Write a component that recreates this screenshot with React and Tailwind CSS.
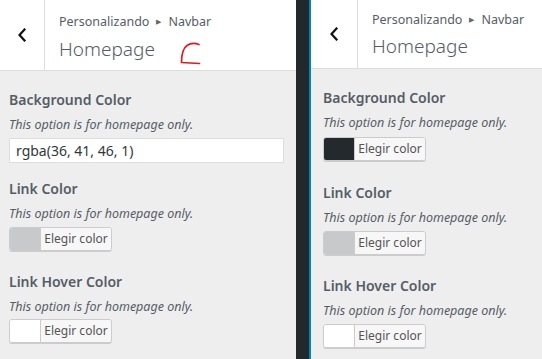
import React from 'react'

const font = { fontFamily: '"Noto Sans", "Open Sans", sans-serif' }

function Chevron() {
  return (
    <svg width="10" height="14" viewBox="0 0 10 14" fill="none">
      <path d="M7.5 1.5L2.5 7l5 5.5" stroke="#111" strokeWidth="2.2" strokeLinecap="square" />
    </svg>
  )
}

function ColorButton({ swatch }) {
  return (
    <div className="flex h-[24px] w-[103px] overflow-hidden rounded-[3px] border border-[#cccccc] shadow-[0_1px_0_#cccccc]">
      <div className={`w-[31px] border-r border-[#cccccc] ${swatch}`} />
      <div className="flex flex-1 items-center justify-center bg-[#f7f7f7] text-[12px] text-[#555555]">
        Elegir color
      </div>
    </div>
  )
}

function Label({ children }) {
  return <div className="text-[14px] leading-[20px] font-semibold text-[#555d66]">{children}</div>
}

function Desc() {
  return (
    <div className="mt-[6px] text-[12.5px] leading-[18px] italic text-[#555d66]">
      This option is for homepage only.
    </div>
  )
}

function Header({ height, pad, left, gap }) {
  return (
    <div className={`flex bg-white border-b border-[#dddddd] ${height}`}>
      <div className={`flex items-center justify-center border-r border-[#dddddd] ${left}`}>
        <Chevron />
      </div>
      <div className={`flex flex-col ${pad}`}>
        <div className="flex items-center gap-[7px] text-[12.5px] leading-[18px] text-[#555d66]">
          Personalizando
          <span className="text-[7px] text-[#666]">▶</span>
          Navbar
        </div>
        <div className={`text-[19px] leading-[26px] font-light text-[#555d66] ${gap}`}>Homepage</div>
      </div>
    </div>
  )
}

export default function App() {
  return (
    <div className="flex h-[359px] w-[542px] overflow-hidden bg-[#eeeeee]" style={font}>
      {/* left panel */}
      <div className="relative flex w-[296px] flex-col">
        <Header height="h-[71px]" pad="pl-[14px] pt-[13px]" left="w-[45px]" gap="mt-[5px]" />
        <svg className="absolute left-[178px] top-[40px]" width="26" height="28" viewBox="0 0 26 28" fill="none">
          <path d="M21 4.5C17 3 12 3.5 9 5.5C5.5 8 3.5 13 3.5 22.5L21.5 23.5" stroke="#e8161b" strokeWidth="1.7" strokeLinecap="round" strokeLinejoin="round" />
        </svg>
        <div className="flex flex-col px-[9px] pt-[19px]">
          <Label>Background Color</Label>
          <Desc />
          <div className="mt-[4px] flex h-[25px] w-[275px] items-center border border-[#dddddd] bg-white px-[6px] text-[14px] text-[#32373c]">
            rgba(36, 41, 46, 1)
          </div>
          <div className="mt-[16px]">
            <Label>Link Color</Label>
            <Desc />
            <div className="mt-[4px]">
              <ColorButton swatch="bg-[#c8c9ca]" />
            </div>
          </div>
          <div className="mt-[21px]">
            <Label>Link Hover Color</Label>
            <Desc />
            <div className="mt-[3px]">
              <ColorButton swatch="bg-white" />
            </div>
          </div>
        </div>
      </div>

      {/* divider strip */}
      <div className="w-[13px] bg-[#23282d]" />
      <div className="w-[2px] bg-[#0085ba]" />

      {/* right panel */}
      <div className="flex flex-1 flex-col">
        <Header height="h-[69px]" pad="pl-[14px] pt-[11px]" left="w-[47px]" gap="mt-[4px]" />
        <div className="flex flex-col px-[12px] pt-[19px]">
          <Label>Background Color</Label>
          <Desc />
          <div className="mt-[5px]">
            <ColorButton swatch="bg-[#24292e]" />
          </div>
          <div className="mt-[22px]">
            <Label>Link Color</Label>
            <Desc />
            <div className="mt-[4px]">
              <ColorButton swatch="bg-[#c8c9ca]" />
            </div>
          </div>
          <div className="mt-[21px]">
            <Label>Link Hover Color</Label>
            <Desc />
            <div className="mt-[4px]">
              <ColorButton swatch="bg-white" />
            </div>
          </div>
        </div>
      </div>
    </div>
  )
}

##########

→ INSTRUCTION
Give back the whole listing as it stands, minus its pictures.

→ THE OUTPUT
Write a component that recreates this screenshot with React and Tailwind CSS.
import React from 'react'

const font = { fontFamily: '"Noto Sans", "Open Sans", sans-serif' }

function Chevron() {
  return (
    <svg width="10" height="14" viewBox="0 0 10 14" fill="none">
      <path d="M7.5 1.5L2.5 7l5 5.5" stroke="#111" strokeWidth="2.2" strokeLinecap="square" />
    </svg>
  )
}

function ColorButton({ swatch }) {
  return (
    <div className="flex h-[24px] w-[103px] overflow-hidden rounded-[3px] border border-[#cccccc] shadow-[0_1px_0_#cccccc]">
      <div className={`w-[31px] border-r border-[#cccccc] ${swatch}`} />
      <div className="flex flex-1 items-center justify-center bg-[#f7f7f7] text-[12px] text-[#555555]">
        Elegir color
      </div>
    </div>
  )
}

function Label({ children }) {
  return <div className="text-[14px] leading-[20px] font-semibold text-[#555d66]">{children}</div>
}

function Desc() {
  return (
    <div className="mt-[6px] text-[12.5px] leading-[18px] italic text-[#555d66]">
      This option is for homepage only.
    </div>
  )
}

function Header({ height, pad, left, gap }) {
  return (
    <div className={`flex bg-white border-b border-[#dddddd] ${height}`}>
      <div className={`flex items-center justify-center border-r border-[#dddddd] ${left}`}>
        <Chevron />
      </div>
      <div className={`flex flex-col ${pad}`}>
        <div className="flex items-center gap-[7px] text-[12.5px] leading-[18px] text-[#555d66]">
          Personalizando
          <span className="text-[7px] text-[#666]">▶</span>
          Navbar
        </div>
        <div className={`text-[19px] leading-[26px] font-light text-[#555d66] ${gap}`}>Homepage</div>
      </div>
    </div>
  )
}

export default function App() {
  return (
    <div className="flex h-[359px] w-[542px] overflow-hidden bg-[#eeeeee]" style={font}>
      {/* left panel */}
      <div className="relative flex w-[296px] flex-col">
        <Header height="h-[71px]" pad="pl-[14px] pt-[13px]" left="w-[45px]" gap="mt-[5px]" />
        <svg className="absolute left-[178px] top-[40px]" width="26" height="28" viewBox="0 0 26 28" fill="none">
          <path d="M21 4.5C17 3 12 3.5 9 5.5C5.5 8 3.5 13 3.5 22.5L21.5 23.5" stroke="#e8161b" strokeWidth="1.7" strokeLinecap="round" strokeLinejoin="round" />
        </svg>
        <div className="flex flex-col px-[9px] pt-[19px]">
          <Label>Background Color</Label>
          <Desc />
          <div className="mt-[4px] flex h-[25px] w-[275px] items-center border border-[#dddddd] bg-white px-[6px] text-[14px] text-[#32373c]">
            rgba(36, 41, 46, 1)
          </div>
          <div className="mt-[16px]">
            <Label>Link Color</Label>
            <Desc />
            <div className="mt-[4px]">
              <ColorButton swatch="bg-[#c8c9ca]" />
            </div>
          </div>
          <div className="mt-[21px]">
            <Label>Link Hover Color</Label>
            <Desc />
            <div className="mt-[3px]">
              <ColorButton swatch="bg-white" />
            </div>
          </div>
        </div>
      </div>

      {/* divider strip */}
      <div className="w-[13px] bg-[#23282d]" />
      <div className="w-[2px] bg-[#0085ba]" />

      {/* right panel */}
      <div className="flex flex-1 flex-col">
        <Header height="h-[69px]" pad="pl-[14px] pt-[11px]" left="w-[47px]" gap="mt-[4px]" />
        <div className="flex flex-col px-[12px] pt-[19px]">
          <Label>Background Color</Label>
          <Desc />
          <div className="mt-[5px]">
            <ColorButton swatch="bg-[#24292e]" />
          </div>
          <div className="mt-[22px]">
            <Label>Link Color</Label>
            <Desc />
            <div className="mt-[4px]">
              <ColorButton swatch="bg-[#c8c9ca]" />
            </div>
          </div>
          <div className="mt-[21px]">
            <Label>Link Hover Color</Label>
            <Desc />
            <div className="mt-[4px]">
              <ColorButton swatch="bg-white" />
            </div>
          </div>
        </div>
      </div>
    </div>
  )
}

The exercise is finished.